YOUR INSTRUCTIONS.
Type the records out again in full, exactly.

--- START OF DATASET EXTRACT ---

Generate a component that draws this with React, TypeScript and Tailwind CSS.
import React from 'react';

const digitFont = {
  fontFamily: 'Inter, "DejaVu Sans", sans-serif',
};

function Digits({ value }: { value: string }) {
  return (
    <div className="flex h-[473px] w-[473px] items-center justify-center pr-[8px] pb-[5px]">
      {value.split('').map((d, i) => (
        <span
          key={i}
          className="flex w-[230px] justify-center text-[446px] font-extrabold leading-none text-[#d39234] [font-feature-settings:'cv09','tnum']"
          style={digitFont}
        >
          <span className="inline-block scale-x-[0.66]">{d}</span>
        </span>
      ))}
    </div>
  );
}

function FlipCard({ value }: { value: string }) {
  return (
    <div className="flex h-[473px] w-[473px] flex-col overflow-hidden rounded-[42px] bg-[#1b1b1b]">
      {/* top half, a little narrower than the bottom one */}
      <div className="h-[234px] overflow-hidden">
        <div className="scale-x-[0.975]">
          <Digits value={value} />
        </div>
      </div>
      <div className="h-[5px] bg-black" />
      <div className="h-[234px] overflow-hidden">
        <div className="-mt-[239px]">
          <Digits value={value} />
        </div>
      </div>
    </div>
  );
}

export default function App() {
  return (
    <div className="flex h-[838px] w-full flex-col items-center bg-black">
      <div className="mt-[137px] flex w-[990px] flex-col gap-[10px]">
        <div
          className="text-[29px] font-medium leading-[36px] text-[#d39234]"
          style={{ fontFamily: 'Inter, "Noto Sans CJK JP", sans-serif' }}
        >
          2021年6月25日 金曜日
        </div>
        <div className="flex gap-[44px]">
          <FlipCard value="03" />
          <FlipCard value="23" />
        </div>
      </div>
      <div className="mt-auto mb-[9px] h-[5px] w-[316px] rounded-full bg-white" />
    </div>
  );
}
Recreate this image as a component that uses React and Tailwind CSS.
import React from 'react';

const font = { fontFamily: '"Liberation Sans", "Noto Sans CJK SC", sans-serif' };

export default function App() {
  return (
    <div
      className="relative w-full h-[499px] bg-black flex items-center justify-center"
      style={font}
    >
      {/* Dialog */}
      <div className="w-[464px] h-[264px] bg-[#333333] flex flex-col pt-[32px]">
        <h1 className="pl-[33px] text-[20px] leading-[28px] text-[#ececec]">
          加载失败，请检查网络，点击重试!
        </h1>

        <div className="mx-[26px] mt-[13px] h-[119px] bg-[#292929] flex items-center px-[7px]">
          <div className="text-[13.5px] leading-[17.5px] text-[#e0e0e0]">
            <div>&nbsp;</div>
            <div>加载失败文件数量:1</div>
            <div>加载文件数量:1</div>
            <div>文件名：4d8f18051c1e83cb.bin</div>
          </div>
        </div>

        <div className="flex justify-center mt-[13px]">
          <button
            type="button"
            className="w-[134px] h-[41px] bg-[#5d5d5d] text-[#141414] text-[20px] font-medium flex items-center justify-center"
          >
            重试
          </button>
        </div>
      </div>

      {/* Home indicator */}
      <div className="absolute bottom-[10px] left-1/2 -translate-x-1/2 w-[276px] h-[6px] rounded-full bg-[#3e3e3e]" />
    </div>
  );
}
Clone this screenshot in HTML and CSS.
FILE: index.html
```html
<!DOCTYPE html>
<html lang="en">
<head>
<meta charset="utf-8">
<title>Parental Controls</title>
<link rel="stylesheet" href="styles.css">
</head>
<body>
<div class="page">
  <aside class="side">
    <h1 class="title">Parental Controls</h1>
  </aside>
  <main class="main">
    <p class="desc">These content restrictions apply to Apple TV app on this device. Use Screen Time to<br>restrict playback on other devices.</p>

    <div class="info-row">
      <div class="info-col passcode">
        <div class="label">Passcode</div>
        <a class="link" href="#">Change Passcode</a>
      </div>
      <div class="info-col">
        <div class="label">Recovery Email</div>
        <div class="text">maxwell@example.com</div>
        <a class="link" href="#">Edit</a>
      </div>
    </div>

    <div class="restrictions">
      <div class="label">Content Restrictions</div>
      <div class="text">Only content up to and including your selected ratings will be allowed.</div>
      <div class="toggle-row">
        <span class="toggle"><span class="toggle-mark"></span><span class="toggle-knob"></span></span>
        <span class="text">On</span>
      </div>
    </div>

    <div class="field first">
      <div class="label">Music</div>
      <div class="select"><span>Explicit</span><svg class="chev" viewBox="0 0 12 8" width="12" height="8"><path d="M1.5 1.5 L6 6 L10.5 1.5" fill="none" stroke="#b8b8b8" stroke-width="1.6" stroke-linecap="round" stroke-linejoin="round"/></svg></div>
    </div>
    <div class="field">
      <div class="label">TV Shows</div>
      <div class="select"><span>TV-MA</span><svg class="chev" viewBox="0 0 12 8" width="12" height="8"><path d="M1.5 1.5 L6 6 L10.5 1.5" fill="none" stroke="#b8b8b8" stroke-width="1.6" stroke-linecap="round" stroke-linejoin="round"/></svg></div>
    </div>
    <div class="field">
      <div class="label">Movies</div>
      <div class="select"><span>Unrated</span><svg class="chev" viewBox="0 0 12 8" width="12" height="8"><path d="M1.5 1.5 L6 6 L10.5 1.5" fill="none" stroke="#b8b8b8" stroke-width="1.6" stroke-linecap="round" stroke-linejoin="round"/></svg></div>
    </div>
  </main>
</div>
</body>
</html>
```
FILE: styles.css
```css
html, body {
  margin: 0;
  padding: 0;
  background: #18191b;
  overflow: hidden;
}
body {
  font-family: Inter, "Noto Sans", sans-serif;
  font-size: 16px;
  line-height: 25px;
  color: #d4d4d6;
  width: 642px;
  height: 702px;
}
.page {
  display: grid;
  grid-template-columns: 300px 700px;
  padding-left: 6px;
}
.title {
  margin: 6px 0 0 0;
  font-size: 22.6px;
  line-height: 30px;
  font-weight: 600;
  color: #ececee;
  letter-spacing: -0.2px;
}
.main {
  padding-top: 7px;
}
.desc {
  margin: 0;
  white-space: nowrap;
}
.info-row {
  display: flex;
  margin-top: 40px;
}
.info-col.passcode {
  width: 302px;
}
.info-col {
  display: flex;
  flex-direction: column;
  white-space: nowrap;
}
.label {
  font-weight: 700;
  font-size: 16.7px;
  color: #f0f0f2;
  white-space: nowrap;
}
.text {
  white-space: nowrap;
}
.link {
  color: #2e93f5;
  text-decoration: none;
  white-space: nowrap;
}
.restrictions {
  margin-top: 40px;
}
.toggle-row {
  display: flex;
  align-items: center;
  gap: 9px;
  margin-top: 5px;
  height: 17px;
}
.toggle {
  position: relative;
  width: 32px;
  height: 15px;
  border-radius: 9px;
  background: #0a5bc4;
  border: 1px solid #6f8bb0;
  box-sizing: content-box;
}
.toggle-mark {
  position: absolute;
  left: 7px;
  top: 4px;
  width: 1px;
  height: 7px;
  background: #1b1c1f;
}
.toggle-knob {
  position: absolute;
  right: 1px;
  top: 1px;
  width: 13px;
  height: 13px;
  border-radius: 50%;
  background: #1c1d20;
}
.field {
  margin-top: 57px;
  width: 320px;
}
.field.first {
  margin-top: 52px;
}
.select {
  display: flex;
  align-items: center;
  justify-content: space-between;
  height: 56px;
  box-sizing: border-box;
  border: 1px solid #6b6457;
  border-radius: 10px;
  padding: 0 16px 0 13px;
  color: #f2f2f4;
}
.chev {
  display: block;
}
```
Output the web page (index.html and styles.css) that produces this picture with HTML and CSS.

--- END OF DATASET EXTRACT ---

TASK ANSWER.
Generate a component that draws this with React, TypeScript and Tailwind CSS.
import React from 'react';

const digitFont = {
  fontFamily: 'Inter, "DejaVu Sans", sans-serif',
};

function Digits({ value }: { value: string }) {
  return (
    <div className="flex h-[473px] w-[473px] items-center justify-center pr-[8px] pb-[5px]">
      {value.split('').map((d, i) => (
        <span
          key={i}
          className="flex w-[230px] justify-center text-[446px] font-extrabold leading-none text-[#d39234] [font-feature-settings:'cv09','tnum']"
          style={digitFont}
        >
          <span className="inline-block scale-x-[0.66]">{d}</span>
        </span>
      ))}
    </div>
  );
}

function FlipCard({ value }: { value: string }) {
  return (
    <div className="flex h-[473px] w-[473px] flex-col overflow-hidden rounded-[42px] bg-[#1b1b1b]">
      {/* top half, a little narrower than the bottom one */}
      <div className="h-[234px] overflow-hidden">
        <div className="scale-x-[0.975]">
          <Digits value={value} />
        </div>
      </div>
      <div className="h-[5px] bg-black" />
      <div className="h-[234px] overflow-hidden">
        <div className="-mt-[239px]">
          <Digits value={value} />
        </div>
      </div>
    </div>
  );
}

export default function App() {
  return (
    <div className="flex h-[838px] w-full flex-col items-center bg-black">
      <div className="mt-[137px] flex w-[990px] flex-col gap-[10px]">
        <div
          className="text-[29px] font-medium leading-[36px] text-[#d39234]"
          style={{ fontFamily: 'Inter, "Noto Sans CJK JP", sans-serif' }}
        >
          2021年6月25日 金曜日
        </div>
        <div className="flex gap-[44px]">
          <FlipCard value="03" />
          <FlipCard value="23" />
        </div>
      </div>
      <div className="mt-auto mb-[9px] h-[5px] w-[316px] rounded-full bg-white" />
    </div>
  );
}
Recreate this image as a component that uses React and Tailwind CSS.
import React from 'react';

const font = { fontFamily: '"Liberation Sans", "Noto Sans CJK SC", sans-serif' };

export default function App() {
  return (
    <div
      className="relative w-full h-[499px] bg-black flex items-center justify-center"
      style={font}
    >
      {/* Dialog */}
      <div className="w-[464px] h-[264px] bg-[#333333] flex flex-col pt-[32px]">
        <h1 className="pl-[33px] text-[20px] leading-[28px] text-[#ececec]">
          加载失败，请检查网络，点击重试!
        </h1>

        <div className="mx-[26px] mt-[13px] h-[119px] bg-[#292929] flex items-center px-[7px]">
          <div className="text-[13.5px] leading-[17.5px] text-[#e0e0e0]">
            <div>&nbsp;</div>
            <div>加载失败文件数量:1</div>
            <div>加载文件数量:1</div>
            <div>文件名：4d8f18051c1e83cb.bin</div>
          </div>
        </div>

        <div className="flex justify-center mt-[13px]">
          <button
            type="button"
            className="w-[134px] h-[41px] bg-[#5d5d5d] text-[#141414] text-[20px] font-medium flex items-center justify-center"
          >
            重试
          </button>
        </div>
      </div>

      {/* Home indicator */}
      <div className="absolute bottom-[10px] left-1/2 -translate-x-1/2 w-[276px] h-[6px] rounded-full bg-[#3e3e3e]" />
    </div>
  );
}
Clone this screenshot in HTML and CSS.
FILE: index.html
```html
<!DOCTYPE html>
<html lang="en">
<head>
<meta charset="utf-8">
<title>Parental Controls</title>
<link rel="stylesheet" href="styles.css">
</head>
<body>
<div class="page">
  <aside class="side">
    <h1 class="title">Parental Controls</h1>
  </aside>
  <main class="main">
    <p class="desc">These content restrictions apply to Apple TV app on this device. Use Screen Time to<br>restrict playback on other devices.</p>

    <div class="info-row">
      <div class="info-col passcode">
        <div class="label">Passcode</div>
        <a class="link" href="#">Change Passcode</a>
      </div>
      <div class="info-col">
        <div class="label">Recovery Email</div>
        <div class="text">maxwell@example.com</div>
        <a class="link" href="#">Edit</a>
      </div>
    </div>

    <div class="restrictions">
      <div class="label">Content Restrictions</div>
      <div class="text">Only content up to and including your selected ratings will be allowed.</div>
      <div class="toggle-row">
        <span class="toggle"><span class="toggle-mark"></span><span class="toggle-knob"></span></span>
        <span class="text">On</span>
      </div>
    </div>

    <div class="field first">
      <div class="label">Music</div>
      <div class="select"><span>Explicit</span><svg class="chev" viewBox="0 0 12 8" width="12" height="8"><path d="M1.5 1.5 L6 6 L10.5 1.5" fill="none" stroke="#b8b8b8" stroke-width="1.6" stroke-linecap="round" stroke-linejoin="round"/></svg></div>
    </div>
    <div class="field">
      <div class="label">TV Shows</div>
      <div class="select"><span>TV-MA</span><svg class="chev" viewBox="0 0 12 8" width="12" height="8"><path d="M1.5 1.5 L6 6 L10.5 1.5" fill="none" stroke="#b8b8b8" stroke-width="1.6" stroke-linecap="round" stroke-linejoin="round"/></svg></div>
    </div>
    <div class="field">
      <div class="label">Movies</div>
      <div class="select"><span>Unrated</span><svg class="chev" viewBox="0 0 12 8" width="12" height="8"><path d="M1.5 1.5 L6 6 L10.5 1.5" fill="none" stroke="#b8b8b8" stroke-width="1.6" stroke-linecap="round" stroke-linejoin="round"/></svg></div>
    </div>
  </main>
</div>
</body>
</html>
```
FILE: styles.css
```css
html, body {
  margin: 0;
  padding: 0;
  background: #18191b;
  overflow: hidden;
}
body {
  font-family: Inter, "Noto Sans", sans-serif;
  font-size: 16px;
  line-height: 25px;
  color: #d4d4d6;
  width: 642px;
  height: 702px;
}
.page {
  display: grid;
  grid-template-columns: 300px 700px;
  padding-left: 6px;
}
.title {
  margin: 6px 0 0 0;
  font-size: 22.6px;
  line-height: 30px;
  font-weight: 600;
  color: #ececee;
  letter-spacing: -0.2px;
}
.main {
  padding-top: 7px;
}
.desc {
  margin: 0;
  white-space: nowrap;
}
.info-row {
  display: flex;
  margin-top: 40px;
}
.info-col.passcode {
  width: 302px;
}
.info-col {
  display: flex;
  flex-direction: column;
  white-space: nowrap;
}
.label {
  font-weight: 700;
  font-size: 16.7px;
  color: #f0f0f2;
  white-space: nowrap;
}
.text {
  white-space: nowrap;
}
.link {
  color: #2e93f5;
  text-decoration: none;
  white-space: nowrap;
}
.restrictions {
  margin-top: 40px;
}
.toggle-row {
  display: flex;
  align-items: center;
  gap: 9px;
  margin-top: 5px;
  height: 17px;
}
.toggle {
  position: relative;
  width: 32px;
  height: 15px;
  border-radius: 9px;
  background: #0a5bc4;
  border: 1px solid #6f8bb0;
  box-sizing: content-box;
}
.toggle-mark {
  position: absolute;
  left: 7px;
  top: 4px;
  width: 1px;
  height: 7px;
  background: #1b1c1f;
}
.toggle-knob {
  position: absolute;
  right: 1px;
  top: 1px;
  width: 13px;
  height: 13px;
  border-radius: 50%;
  background: #1c1d20;
}
.field {
  margin-top: 57px;
  width: 320px;
}
.field.first {
  margin-top: 52px;
}
.select {
  display: flex;
  align-items: center;
  justify-content: space-between;
  height: 56px;
  box-sizing: border-box;
  border: 1px solid #6b6457;
  border-radius: 10px;
  padding: 0 16px 0 13px;
  color: #f2f2f4;
}
.chev {
  display: block;
}
```
Output the web page (index.html and styles.css) that produces this picture with HTML and CSS.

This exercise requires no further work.